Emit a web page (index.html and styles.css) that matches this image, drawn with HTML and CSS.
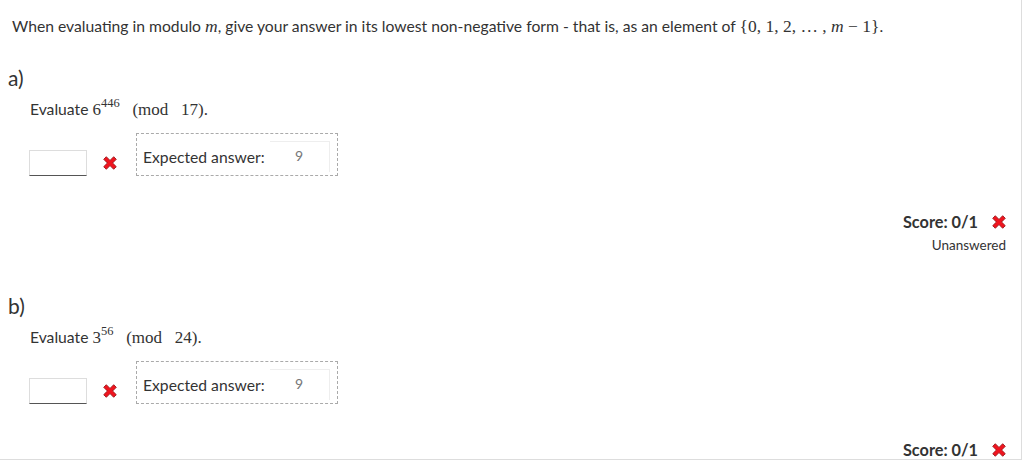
FILE: index.html
```html
<!DOCTYPE html>
<html lang="en">
<head>
    <meta charset="UTF-8">
    <title>Question</title>
    <link rel="stylesheet" href="styles.css">
</head>
<body>
    <div class="question">
        <p class="statement">When evaluating in modulo <span class="math"><i>m</i></span>, give your answer in its lowest non-negative form - that is, as an element of <span class="math">{0, 1, 2, &hellip; , <i>m</i> &minus; 1}</span>.</p>

        <div class="part">
            <h3 class="part-name">a)</h3>
            <p class="prompt">Evaluate <span class="math">6<sup>446</sup>&nbsp;&nbsp;&nbsp;(mod&nbsp;&nbsp;&nbsp;17).</span></p>
            <div class="answer-row">
                <input class="answer" type="text">
                <svg class="cross" width="14" height="14" viewBox="0 0 14 14"><path d="M3.3 0.7 L7 4.4 L10.7 0.7 L13.3 3.3 L9.6 7 L13.3 10.7 L10.7 13.3 L7 9.6 L3.3 13.3 L0.7 10.7 L4.4 7 L0.7 3.3 Z" fill="#f0141e" stroke="#8e0c10" stroke-width="0.8" stroke-linejoin="round"/></svg>
                <div class="expected">
                    <span>Expected answer:</span>
                    <span class="expected-value">9</span>
                </div>
            </div>
            <div class="score">
                <div class="score-line">Score: 0/1 <svg class="cross" width="14" height="14" viewBox="0 0 14 14"><path d="M3.3 0.7 L7 4.4 L10.7 0.7 L13.3 3.3 L9.6 7 L13.3 10.7 L10.7 13.3 L7 9.6 L3.3 13.3 L0.7 10.7 L4.4 7 L0.7 3.3 Z" fill="#f0141e" stroke="#8e0c10" stroke-width="0.8" stroke-linejoin="round"/></svg></div>
                <div class="feedback">Unanswered</div>
            </div>
        </div>

        <div class="part">
            <h3 class="part-name">b)</h3>
            <p class="prompt">Evaluate <span class="math">3<sup>56</sup>&nbsp;&nbsp;&nbsp;(mod&nbsp;&nbsp;&nbsp;24).</span></p>
            <div class="answer-row">
                <input class="answer" type="text">
                <svg class="cross" width="14" height="14" viewBox="0 0 14 14"><path d="M3.3 0.7 L7 4.4 L10.7 0.7 L13.3 3.3 L9.6 7 L13.3 10.7 L10.7 13.3 L7 9.6 L3.3 13.3 L0.7 10.7 L4.4 7 L0.7 3.3 Z" fill="#f0141e" stroke="#8e0c10" stroke-width="0.8" stroke-linejoin="round"/></svg>
                <div class="expected">
                    <span>Expected answer:</span>
                    <span class="expected-value">9</span>
                </div>
            </div>
            <div class="score">
                <div class="score-line">Score: 0/1 <svg class="cross" width="14" height="14" viewBox="0 0 14 14"><path d="M3.3 0.7 L7 4.4 L10.7 0.7 L13.3 3.3 L9.6 7 L13.3 10.7 L10.7 13.3 L7 9.6 L3.3 13.3 L0.7 10.7 L4.4 7 L0.7 3.3 Z" fill="#f0141e" stroke="#8e0c10" stroke-width="0.8" stroke-linejoin="round"/></svg></div>
            </div>
        </div>
    </div>
</body>
</html>
```

FILE: styles.css
```css
body {
    margin: 0;
    font-family: Lato, "Open Sans", sans-serif;
    font-size: 15.7px;
    color: #333;
    background-color: #fff;
}
.question {
    width: 1021px;
    height: 459px;
    border-right: 1px solid #ddd;
    border-bottom: 1px solid #ddd;
    overflow: hidden;
}
.statement {
    margin: 0;
    padding: 16px 0 0 12px;
    line-height: 20px;
}
.math {
    font-family: "Liberation Serif", serif;
    font-size: 17.5px;
}
.math i {
    font-style: italic;
}
.part-name {
    margin: 0;
    padding: 30px 0 0 8px;
    font-size: 21px;
    font-weight: normal;
    line-height: 24px;
}
.prompt {
    margin: 8px 0 0 30px;
    line-height: 22px;
}
.prompt .math {
    font-size: 17px;
}
.prompt sup {
    font-size: 12.5px;
    vertical-align: 8px;
    line-height: 0;
}
.answer-row {
    display: flex;
    align-items: flex-end;
    margin: 12px 0 0 29px;
}
.answer {
    width: 58px;
    height: 26px;
    box-sizing: border-box;
    border: 1px solid #ddd;
    border-bottom: 1px solid #555;
    margin: 0 16px 0 0;
}
.cross {
    display: inline-block;
    margin-bottom: 6px;
}
.answer-row .cross {
    margin-right: 19px;
}
.expected {
    display: flex;
    align-items: center;
    border: 1px dashed #aaa;
    padding: 6px 7px 2px 6px;
    height: 33px;
}
.expected-value {
    width: 60px;
    height: 31px;
    box-sizing: border-box;
    border: 1px solid #eee;
    border-left: none;
    border-bottom: none;
    color: #777;
    font-size: 14px;
    margin-left: 5px;
    padding: 5px 0 0 0;
    text-align: center;
}
.score {
    text-align: right;
    padding-right: 15px;
    margin-top: 36px;
    margin-bottom: 10px;
}
.score-line {
    font-weight: bold;
    font-size: 16.3px;
    line-height: 20px;
}
.score-line .cross {
    margin: 0 0 -1px 10px;
    vertical-align: baseline;
}
.feedback {
    font-size: 13.5px;
    line-height: 18px;
    margin-top: 4px;
}
```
* * *
§ Exercise goal
Your task is an exact transcription of all the data, minus the pictures.

§ Final answer
Emit a web page (index.html and styles.css) that matches this image, drawn with HTML and CSS.
FILE: index.html
```html
<!DOCTYPE html>
<html lang="en">
<head>
    <meta charset="UTF-8">
    <title>Question</title>
    <link rel="stylesheet" href="styles.css">
</head>
<body>
    <div class="question">
        <p class="statement">When evaluating in modulo <span class="math"><i>m</i></span>, give your answer in its lowest non-negative form - that is, as an element of <span class="math">{0, 1, 2, &hellip; , <i>m</i> &minus; 1}</span>.</p>

        <div class="part">
            <h3 class="part-name">a)</h3>
            <p class="prompt">Evaluate <span class="math">6<sup>446</sup>&nbsp;&nbsp;&nbsp;(mod&nbsp;&nbsp;&nbsp;17).</span></p>
            <div class="answer-row">
                <input class="answer" type="text">
                <svg class="cross" width="14" height="14" viewBox="0 0 14 14"><path d="M3.3 0.7 L7 4.4 L10.7 0.7 L13.3 3.3 L9.6 7 L13.3 10.7 L10.7 13.3 L7 9.6 L3.3 13.3 L0.7 10.7 L4.4 7 L0.7 3.3 Z" fill="#f0141e" stroke="#8e0c10" stroke-width="0.8" stroke-linejoin="round"/></svg>
                <div class="expected">
                    <span>Expected answer:</span>
                    <span class="expected-value">9</span>
                </div>
            </div>
            <div class="score">
                <div class="score-line">Score: 0/1 <svg class="cross" width="14" height="14" viewBox="0 0 14 14"><path d="M3.3 0.7 L7 4.4 L10.7 0.7 L13.3 3.3 L9.6 7 L13.3 10.7 L10.7 13.3 L7 9.6 L3.3 13.3 L0.7 10.7 L4.4 7 L0.7 3.3 Z" fill="#f0141e" stroke="#8e0c10" stroke-width="0.8" stroke-linejoin="round"/></svg></div>
                <div class="feedback">Unanswered</div>
            </div>
        </div>

        <div class="part">
            <h3 class="part-name">b)</h3>
            <p class="prompt">Evaluate <span class="math">3<sup>56</sup>&nbsp;&nbsp;&nbsp;(mod&nbsp;&nbsp;&nbsp;24).</span></p>
            <div class="answer-row">
                <input class="answer" type="text">
                <svg class="cross" width="14" height="14" viewBox="0 0 14 14"><path d="M3.3 0.7 L7 4.4 L10.7 0.7 L13.3 3.3 L9.6 7 L13.3 10.7 L10.7 13.3 L7 9.6 L3.3 13.3 L0.7 10.7 L4.4 7 L0.7 3.3 Z" fill="#f0141e" stroke="#8e0c10" stroke-width="0.8" stroke-linejoin="round"/></svg>
                <div class="expected">
                    <span>Expected answer:</span>
                    <span class="expected-value">9</span>
                </div>
            </div>
            <div class="score">
                <div class="score-line">Score: 0/1 <svg class="cross" width="14" height="14" viewBox="0 0 14 14"><path d="M3.3 0.7 L7 4.4 L10.7 0.7 L13.3 3.3 L9.6 7 L13.3 10.7 L10.7 13.3 L7 9.6 L3.3 13.3 L0.7 10.7 L4.4 7 L0.7 3.3 Z" fill="#f0141e" stroke="#8e0c10" stroke-width="0.8" stroke-linejoin="round"/></svg></div>
            </div>
        </div>
    </div>
</body>
</html>
```

FILE: styles.css
```css
body {
    margin: 0;
    font-family: Lato, "Open Sans", sans-serif;
    font-size: 15.7px;
    color: #333;
    background-color: #fff;
}
.question {
    width: 1021px;
    height: 459px;
    border-right: 1px solid #ddd;
    border-bottom: 1px solid #ddd;
    overflow: hidden;
}
.statement {
    margin: 0;
    padding: 16px 0 0 12px;
    line-height: 20px;
}
.math {
    font-family: "Liberation Serif", serif;
    font-size: 17.5px;
}
.math i {
    font-style: italic;
}
.part-name {
    margin: 0;
    padding: 30px 0 0 8px;
    font-size: 21px;
    font-weight: normal;
    line-height: 24px;
}
.prompt {
    margin: 8px 0 0 30px;
    line-height: 22px;
}
.prompt .math {
    font-size: 17px;
}
.prompt sup {
    font-size: 12.5px;
    vertical-align: 8px;
    line-height: 0;
}
.answer-row {
    display: flex;
    align-items: flex-end;
    margin: 12px 0 0 29px;
}
.answer {
    width: 58px;
    height: 26px;
    box-sizing: border-box;
    border: 1px solid #ddd;
    border-bottom: 1px solid #555;
    margin: 0 16px 0 0;
}
.cross {
    display: inline-block;
    margin-bottom: 6px;
}
.answer-row .cross {
    margin-right: 19px;
}
.expected {
    display: flex;
    align-items: center;
    border: 1px dashed #aaa;
    padding: 6px 7px 2px 6px;
    height: 33px;
}
.expected-value {
    width: 60px;
    height: 31px;
    box-sizing: border-box;
    border: 1px solid #eee;
    border-left: none;
    border-bottom: none;
    color: #777;
    font-size: 14px;
    margin-left: 5px;
    padding: 5px 0 0 0;
    text-align: center;
}
.score {
    text-align: right;
    padding-right: 15px;
    margin-top: 36px;
    margin-bottom: 10px;
}
.score-line {
    font-weight: bold;
    font-size: 16.3px;
    line-height: 20px;
}
.score-line .cross {
    margin: 0 0 -1px 10px;
    vertical-align: baseline;
}
.feedback {
    font-size: 13.5px;
    line-height: 18px;
    margin-top: 4px;
}
```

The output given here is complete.